A Carlin moment for sure: garbage in, garbage out.

What is wrong with these politicians? Navel Clarke says hoteliers tiefing the tips from hotel workers. Well, everybody shoulda’ know dat already, right? But, if you is a senator, an you goin’ make a federal case out of the issue, you have to do more than just mek big speech; you have to show and mek yuh case. Well, I thought it was commonsense (ok, so its not so common, apparently) that you don’t spout off at the mouth until you have the evidence to support what you claim. But no, not in Jamaica. Not in our senate. Here, we feel quite free to level all kinds of accusations, with nothing to base it on, but somehow expect that we are going to be taken seriously just because we say it. Because, at the end of the day, its how we draw attention to ourselves isn’t it? We don’t give a damn about the actual issues. In the end, all of that chest thumping just casts doubt and aspersions on a perfectly important issue on which to debate and to act.

Next time Navel, hire a research assistant and have that person go put together a report based on all the studies done on the Jamaica tourist industry to find out how exactly the situation go. Don’t depend on hearsay and speculation. Otherwise, you look like a serious jackass.


Did he really say that?

June 21, 2008

“It is innate in us to reserve the best for visitors and treat them even better than we treat ourselves. That is why there are so few crimes against them. In our homes, we were taught at an early age to use the best china only when strangers come.” Harry Smith

If this is what is right with Jamaica, then I shudder to think of what he would say is wrong.

Letter to Gleaner, Feb. 28, 2007 

Regarding the Feb. 25 story about Jamaica not being the favored destination for overprivileged college students from the US.  In my view, that’s not necessarily a bad thing. And using the recent policies regarding passports as a scapegoat makes the problem even more apparent.


Over the past 10 years, I have often travelled to Jamaica around the spring break period. The conversations in the airport lobbies, on the airplane returning to their homes, and in my college classrooms reveal some of the reasons why the mystique has evaporated.   Jamaica simply is too expensive for what they get.
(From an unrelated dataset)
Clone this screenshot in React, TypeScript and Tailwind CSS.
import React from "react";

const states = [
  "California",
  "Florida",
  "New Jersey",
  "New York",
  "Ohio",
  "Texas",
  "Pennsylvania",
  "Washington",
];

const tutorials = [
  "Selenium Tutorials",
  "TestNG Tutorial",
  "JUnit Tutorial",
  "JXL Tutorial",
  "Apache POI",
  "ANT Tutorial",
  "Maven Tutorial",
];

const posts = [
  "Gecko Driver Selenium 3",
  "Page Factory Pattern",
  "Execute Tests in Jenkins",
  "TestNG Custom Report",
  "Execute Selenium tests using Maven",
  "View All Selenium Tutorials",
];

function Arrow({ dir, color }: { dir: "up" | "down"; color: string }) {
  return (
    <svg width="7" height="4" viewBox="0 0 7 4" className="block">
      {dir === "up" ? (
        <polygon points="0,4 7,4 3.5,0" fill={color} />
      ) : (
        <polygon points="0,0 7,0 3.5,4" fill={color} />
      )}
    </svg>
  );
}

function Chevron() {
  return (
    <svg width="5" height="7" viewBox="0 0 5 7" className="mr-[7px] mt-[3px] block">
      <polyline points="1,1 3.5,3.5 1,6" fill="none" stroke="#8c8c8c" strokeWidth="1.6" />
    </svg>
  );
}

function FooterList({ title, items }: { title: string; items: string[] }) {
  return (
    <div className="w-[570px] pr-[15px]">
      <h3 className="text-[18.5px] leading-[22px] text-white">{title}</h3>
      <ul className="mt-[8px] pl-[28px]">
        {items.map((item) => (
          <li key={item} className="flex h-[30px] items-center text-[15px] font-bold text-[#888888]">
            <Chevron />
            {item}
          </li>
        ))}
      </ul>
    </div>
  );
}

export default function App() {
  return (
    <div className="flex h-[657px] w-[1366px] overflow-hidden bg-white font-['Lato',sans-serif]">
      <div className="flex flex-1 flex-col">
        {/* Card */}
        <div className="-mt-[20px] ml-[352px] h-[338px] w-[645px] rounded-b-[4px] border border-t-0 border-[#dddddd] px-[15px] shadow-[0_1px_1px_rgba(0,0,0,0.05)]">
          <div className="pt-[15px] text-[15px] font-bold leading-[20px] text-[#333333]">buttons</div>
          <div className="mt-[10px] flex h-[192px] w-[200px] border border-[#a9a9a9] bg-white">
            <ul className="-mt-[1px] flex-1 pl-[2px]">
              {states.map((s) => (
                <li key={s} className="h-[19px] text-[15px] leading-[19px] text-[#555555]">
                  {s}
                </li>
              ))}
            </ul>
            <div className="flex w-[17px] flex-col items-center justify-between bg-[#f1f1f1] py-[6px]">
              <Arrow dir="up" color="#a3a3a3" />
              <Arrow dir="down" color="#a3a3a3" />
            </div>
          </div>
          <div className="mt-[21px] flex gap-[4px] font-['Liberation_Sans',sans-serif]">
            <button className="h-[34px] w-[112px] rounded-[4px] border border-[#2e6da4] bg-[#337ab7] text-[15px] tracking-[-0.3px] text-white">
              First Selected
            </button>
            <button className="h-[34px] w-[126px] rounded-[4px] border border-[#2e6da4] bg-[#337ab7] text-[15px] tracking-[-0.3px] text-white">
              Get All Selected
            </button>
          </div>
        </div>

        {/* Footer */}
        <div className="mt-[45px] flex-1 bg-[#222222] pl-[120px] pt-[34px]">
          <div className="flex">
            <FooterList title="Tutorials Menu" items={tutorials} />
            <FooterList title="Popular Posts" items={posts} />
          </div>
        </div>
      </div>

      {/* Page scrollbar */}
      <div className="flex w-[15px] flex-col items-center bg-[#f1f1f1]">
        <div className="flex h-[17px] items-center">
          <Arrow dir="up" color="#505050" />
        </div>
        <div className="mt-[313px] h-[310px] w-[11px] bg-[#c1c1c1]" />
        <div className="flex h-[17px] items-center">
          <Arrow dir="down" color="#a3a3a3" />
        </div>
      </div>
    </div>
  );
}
Students say they want to party, but seriously, they don’t really expect to see a replication of Six Flags America-style amusement parks.  They do want to experience what this country is really about.  They want a peek beyond the mystique even though they’re probably high while doing so.
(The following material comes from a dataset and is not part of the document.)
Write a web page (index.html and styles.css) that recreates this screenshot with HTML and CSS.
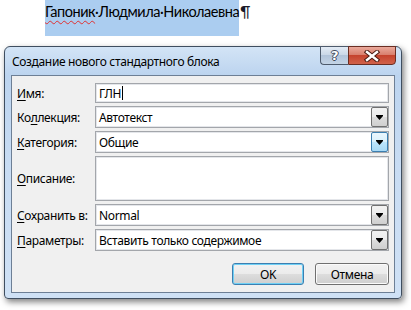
FILE: index.html
```html
<!DOCTYPE html>
<html lang="ru">
<head>
  <meta charset="UTF-8">
  <meta name="viewport" content="width=device-width, initial-scale=1.0">
  <title>Создание нового стандартного блока</title>
  <link rel="stylesheet" href="styles.css">
</head>
<body>

  <div class="doc">
    <span class="selection"><span class="typo">Гапоник</span>·Людмила·Николаевна</span><span class="pilcrow">¶</span>
  </div>

  <div class="dialog">
    <div class="titlebar">
      <span class="title">Создание нового стандартного блока</span>
      <div class="caption-buttons">
        <div class="cap-btn help">?</div>
        <div class="cap-btn close">
          <svg width="16" height="12" viewBox="0 0 16 12">
            <path d="M3 2 L13 10 M13 2 L3 10" stroke="#4a1a12" stroke-width="4.4" stroke-linecap="square"/>
            <path d="M3 2 L13 10 M13 2 L3 10" stroke="#ffffff" stroke-width="2.4" stroke-linecap="square"/>
          </svg>
        </div>
      </div>
    </div>

    <div class="client">
      <div class="form">
        <label class="label"><u>И</u>мя:</label>
        <div class="field"><span>ГЛН</span><span class="caret"></span></div>

        <label class="label">Ко<u>л</u>лекция:</label>
        <div class="field combo">
          <span>Автотекст</span>
          <span class="drop"><svg width="7" height="5" viewBox="0 0 7 5"><path d="M0 0 H7 V1 H0 Z M0 1 H7 L3.5 5 Z" fill="#000"/></svg></span>
        </div>

        <label class="label"><u>К</u>атегория:</label>
        <div class="field combo">
          <span>Общие</span>
          <span class="drop hot"><svg width="7" height="5" viewBox="0 0 7 5"><path d="M0 0 H7 V1 H0 Z M0 1 H7 L3.5 5 Z" fill="#000"/></svg></span>
        </div>

        <label class="label"><u>О</u>писание:</label>
        <div class="field memo"></div>

        <label class="label"><u>С</u>охранить в:</label>
        <div class="field combo">
          <span>Normal</span>
          <span class="drop"><svg width="7" height="5" viewBox="0 0 7 5"><path d="M0 0 H7 V1 H0 Z M0 1 H7 L3.5 5 Z" fill="#000"/></svg></span>
        </div>

        <label class="label"><u>П</u>араметры:</label>
        <div class="field combo">
          <span>Вставить только содержимое</span>
          <span class="drop"><svg width="7" height="5" viewBox="0 0 7 5"><path d="M0 0 H7 V1 H0 Z M0 1 H7 L3.5 5 Z" fill="#000"/></svg></span>
        </div>
      </div>

      <div class="actions">
        <button class="btn default">OK</button>
        <button class="btn cancel">Отмена</button>
      </div>
    </div>
  </div>

</body>
</html>
```

FILE: styles.css
```css
* {
  box-sizing: border-box;
  margin: 0;
  padding: 0;
}

body {
  font-family: "Noto Sans", "Open Sans", sans-serif;
  font-size: 12px;
  letter-spacing: -0.35px;
  background-color: #ffffff;
  color: #000;
  width: 411px;
  height: 310px;
  overflow: hidden;
}

/* document behind the dialog */
.doc {
  height: 46px;
  padding-left: 45px;
  font-family: Lato, "Open Sans", sans-serif;
  font-size: 14.5px;
  letter-spacing: -0.45px;
}

.doc .selection {
  display: inline-block;
  height: 36px;
  padding-top: 3px;
  background-color: #abcdf0;
  vertical-align: top;
}

.doc .typo {
  text-decoration: underline wavy #e03030;
  text-decoration-thickness: 1px;
  text-underline-offset: 3px;
}

.doc .pilcrow {
  display: inline-block;
  padding-top: 3px;
  padding-left: 1px;
  vertical-align: top;
  color: #1a1a2a;
}

/* dialog window */
.dialog {
  width: 398px;
  margin-left: 4px;
  border: 1px solid #3f4e60;
  border-radius: 6px 6px 4px 4px;
  background: linear-gradient(#d3e4f6, #bcd4ef 28px, #c8dcf3 120px, #cfe1f5);
  box-shadow: 2px 3px 6px rgba(0, 0, 0, 0.5);
}

.titlebar {
  height: 28px;
  display: flex;
  justify-content: space-between;
  align-items: flex-start;
  padding-left: 7px;
  padding-right: 5px;
}

.title {
  margin-top: 7px;
  line-height: 16px;
}

.caption-buttons {
  display: flex;
  margin-top: -1px;
}

.cap-btn {
  height: 19px;
  display: flex;
  justify-content: center;
  align-items: center;
  border: 1px solid #4d5a6c;
}

.help {
  width: 28px;
  border-right: none;
  border-radius: 0 0 0 4px;
  background: linear-gradient(#e3ebf5, #cbd8e8 45%, #b2c4da 50%, #c4d4e6);
  color: #ffffff;
  font-family: "DejaVu Sans", sans-serif;
  font-weight: bold;
  font-size: 13px;
  text-shadow: -1px 0 #3f4a5a, 1px 0 #3f4a5a, 0 -1px #3f4a5a, 0 1px #3f4a5a;
}

.close {
  width: 48px;
  border-color: #6a2d22;
  border-radius: 0 0 4px 0;
  background: linear-gradient(#eaa99b, #d9806e 45%, #c5432d 50%, #d1624a);
}

.client {
  margin: 0 6px 5px;
  border: 1px solid #6d7f95;
  background-color: #f0f0f0;
  padding: 7px 0 7px 5px;
}

.form {
  display: grid;
  grid-template-columns: 78px 294px;
  grid-template-rows: 20px 22px 22px 45px 22px 22px;
  row-gap: 3px;
}

.label {
  display: flex;
  align-items: center;
}

.label u {
  text-underline-offset: 2px;
}

.field {
  display: flex;
  align-items: center;
  justify-content: space-between;
  background-color: #ffffff;
  border: 1px solid #a3a6ab;
  box-shadow: inset 0 0 0 1px #e4e6ea;
  padding-left: 3px;
}

.field .caret {
  width: 1px;
  height: 14px;
  background-color: #000;
  margin-left: 1px;
  margin-right: auto;
}

.drop {
  width: 17px;
  height: 20px;
  display: flex;
  justify-content: center;
  align-items: center;
  border: 1px solid #707070;
  border-radius: 2px;
  background: linear-gradient(#f2f2f2, #ebebeb 50%, #dddddd 50%, #cfcfcf);
}

.drop.hot {
  border-color: #3c7fb1;
  background: linear-gradient(#eaf6fd, #d9f0fc 50%, #bee6fd 50%, #a7d9f5);
}

.actions {
  display: flex;
  justify-content: flex-end;
  gap: 11px;
  margin-top: 12px;
  padding-right: 5px;
}

.btn {
  height: 22px;
  font-family: "Noto Sans", "Open Sans", sans-serif;
  font-size: 12px;
  letter-spacing: -0.35px;
  color: #000;
  border: 1px solid #707070;
  border-radius: 3px;
  background: linear-gradient(#f2f2f2, #ebebeb 50%, #dddddd 50%, #cfcfcf);
  box-shadow: inset 0 0 0 1px #fbfbfb;
}

.btn.default {
  width: 72px;
  border-color: #3c7fb1;
  box-shadow: inset 0 0 0 1px #6fd0f5;
}

.btn.cancel {
  width: 74px;
}
```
What they get glimpses of – the dirt, decline, corruption, mistreatment – tells them that they either should return as Peace Corps types, or not at all. Feeling bad about what is happening around you is not exactly the way to enjoy one’s vacation.  As such, Cancun and South Florida is a better deal; at least they know what they are getting.  This is what they tell their friends and family.


What’s missing from the development of tourism in Jamaica is a love of the place and the people who make this place what it is. The disdain with which Jamaican citizens are treated by policy makers is clearly evident to the naked, uncritical eye of spring breakers.
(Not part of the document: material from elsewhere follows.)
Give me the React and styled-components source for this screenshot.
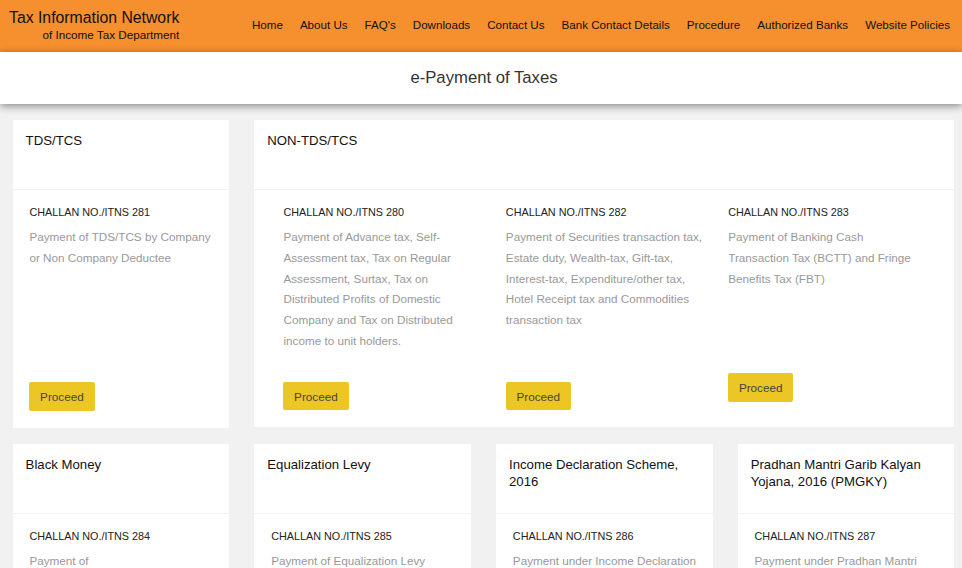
import React from "react";
import styled, { createGlobalStyle } from "styled-components";

const GlobalStyle = createGlobalStyle`
  html, body {
    margin: 0;
    height: 568px;
    overflow: hidden;
    background: #f1f1f1;
    font-family: "Liberation Sans", Arial, sans-serif;
  }
`;

const navLinks = [
  "Home",
  "About Us",
  "FAQ's",
  "Downloads",
  "Contact Us",
  "Bank Contact Details",
  "Procedure",
  "Authorized Banks",
  "Website Policies",
];

const App = () => (
  <>
    <GlobalStyle />
    <Header>
      <Brand>
        <BrandName>Tax Information Network</BrandName>
        <BrandSub>of Income Tax Department</BrandSub>
      </Brand>
      <Nav>
        {navLinks.map((link) => (
          <NavLink key={link}>{link}</NavLink>
        ))}
      </Nav>
    </Header>
    <SubHeader>e-Payment of Taxes</SubHeader>
    <Grid>
      <Card>
        <CardHead>TDS/TCS</CardHead>
        <CardBody>
          <Challan>
            <ChallanNo>CHALLAN NO./ITNS 281</ChallanNo>
            <Description $minHeight={124.5}>
              Payment of TDS/TCS by Company or Non Company Deductee
            </Description>
            <Proceed $height={29}>Proceed</Proceed>
          </Challan>
        </CardBody>
      </Card>
      <Card $span={3}>
        <CardHead>NON-TDS/TCS</CardHead>
        <WideBody>
          <Challan>
            <ChallanNo>CHALLAN NO./ITNS 280</ChallanNo>
            <Description $minHeight={124.5}>
              Payment of Advance tax, Self-Assessment tax, Tax on Regular
              Assessment, Surtax, Tax on Distributed Profits of Domestic Company
              and Tax on Distributed income to unit holders.
            </Description>
            <Proceed>Proceed</Proceed>
          </Challan>
          <Challan>
            <ChallanNo>CHALLAN NO./ITNS 282</ChallanNo>
            <Description $minHeight={124.5}>
              Payment of Securities transaction tax, Estate duty, Wealth-tax,
              Gift-tax, Interest-tax, Expenditure/other tax, Hotel Receipt tax
              and Commodities transaction tax
            </Description>
            <Proceed>Proceed</Proceed>
          </Challan>
          <Challan>
            <ChallanNo>CHALLAN NO./ITNS 283</ChallanNo>
            <Description $minHeight={115.5}>
              Payment of Banking Cash Transaction Tax (BCTT) and Fringe Benefits
              Tax (FBT)
            </Description>
            <Proceed $height={29}>Proceed</Proceed>
          </Challan>
        </WideBody>
      </Card>
      <Card>
        <CardHead>Black Money</CardHead>
        <CardBody>
          <Challan>
            <ChallanNo>CHALLAN NO./ITNS 284</ChallanNo>
            <Description>Payment of</Description>
          </Challan>
        </CardBody>
      </Card>
      <Card>
        <CardHead>Equalization Levy</CardHead>
        <CardBody>
          <Challan>
            <ChallanNo>CHALLAN NO./ITNS 285</ChallanNo>
            <Description>Payment of Equalization Levy</Description>
          </Challan>
        </CardBody>
      </Card>
      <Card>
        <CardHead>Income Declaration Scheme, 2016</CardHead>
        <CardBody>
          <Challan>
            <ChallanNo>CHALLAN NO./ITNS 286</ChallanNo>
            <Description>Payment under Income Declaration</Description>
          </Challan>
        </CardBody>
      </Card>
      <Card>
        <CardHead>Pradhan Mantri Garib Kalyan Yojana, 2016 (PMGKY)</CardHead>
        <CardBody>
          <Challan>
            <ChallanNo>CHALLAN NO./ITNS 287</ChallanNo>
            <Description>Payment under Pradhan Mantri</Description>
          </Challan>
        </CardBody>
      </Card>
    </Grid>
  </>
);

export default App;

const Header = styled.header`
  align-items: center;
  background: #f68f2e;
  box-sizing: border-box;
  display: flex;
  height: 52px;
  justify-content: space-between;
  padding: 0 12px 0 9px;
`;

const Brand = styled.div`
  color: #111;
  padding-bottom: 2px;
  text-align: right;
`;

const BrandName = styled.div`
  font-size: 15.8px;
  line-height: 18px;
`;

const BrandSub = styled.div`
  font-size: 11.7px;
  line-height: 15px;
`;

const Nav = styled.nav`
  display: flex;
  gap: 17px;
  padding-bottom: 3px;
`;

const NavLink = styled.a`
  color: #111;
  font-size: 11.6px;
  line-height: 15px;
  white-space: nowrap;
`;

const SubHeader = styled.div`
  background: #fff;
  box-shadow: 0 2px 8px rgba(0, 0, 0, 0.45);
  color: #333;
  font-size: 16.7px;
  height: 52px;
  line-height: 51px;
  padding-left: 6px;
  position: relative;
  text-align: center;
`;

const Grid = styled.main`
  align-items: start;
  display: grid;
  gap: 16px 25.1px;
  grid-template-columns: repeat(4, 216.6px);
  padding: 16px 0 0 12.6px;
`;

const Card = styled.section`
  background: #fff;
  grid-column: span ${({ $span }) => $span || 1};
`;

const CardHead = styled.h2`
  border-bottom: 1px solid #f1f1f1;
  box-sizing: border-box;
  color: #111;
  font-size: 13.2px;
  font-weight: 400;
  height: 70px;
  line-height: 17px;
  margin: 0;
  padding: 12px 13px 0;
`;

const CardBody = styled.div`
  padding: 15px 12px 17px 16.6px;
`;

const WideBody = styled.div`
  display: grid;
  gap: 25px;
  grid-template-columns: repeat(3, 197.4px);
  padding: 15px 0 17px 28.9px;
`;

const Challan = styled.div`
  align-items: flex-start;
  display: flex;
  flex-direction: column;
`;

const ChallanNo = styled.h3`
  color: #222;
  font-size: 10.8px;
  font-weight: 400;
  line-height: 14px;
  margin: 0 0 8px;
  padding-left: 0.3px;
`;

const Description = styled.p`
  color: #999;
  font-size: 11.7px;
  line-height: 20.75px;
  margin: 0;
  min-height: ${({ $minHeight }) => $minHeight || 0}px;
  padding-left: 0.3px;
`;

const Proceed = styled.button`
  background: #ecc625;
  border: 0;
  border-radius: 2px;
  color: #444;
  font-family: inherit;
  font-size: 11.7px;
  height: ${({ $height }) => $height || 28}px;
  margin-top: 30.5px;
  padding: 0;
  width: 65.4px;
`;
When the national government actively perpetuates structural violence against its citizens (poverty, poor quality of education, no protections for whatever employment does exist et al) and raids the national coffers with no explanation or plan for replacing the dwindling resources, the effects reverberate throughout the society.  The tourist industry is not immune to these conditions, and the effects are often unintended.


What is needed? Radically new ideas about planning and management of the built environment, mass firing of the government folks who are currently running the country into the ground, and sustained efforts to nurture and sustain an educated (not just school-related, but civic-minded) and engaged public.

In truth, Jamaica need a break from tourism.  We need to address the social infrastructure to make it possible for people to be less dependent on one industry for survival. We — from the swims lady in St. Elizabeth to the JUTA driver in Montego Bay – need to be able to say proudly and truthfully that residents of this country matter just as much, if not more than, the visitors. Only then can the indigenous sense of pride that is most often expressed through mob violence and desperate but ineffective demonstrations, develop into something that makes Jamaica worth going to, over and over again. And we would all — residents and visitors alike — be better off for it.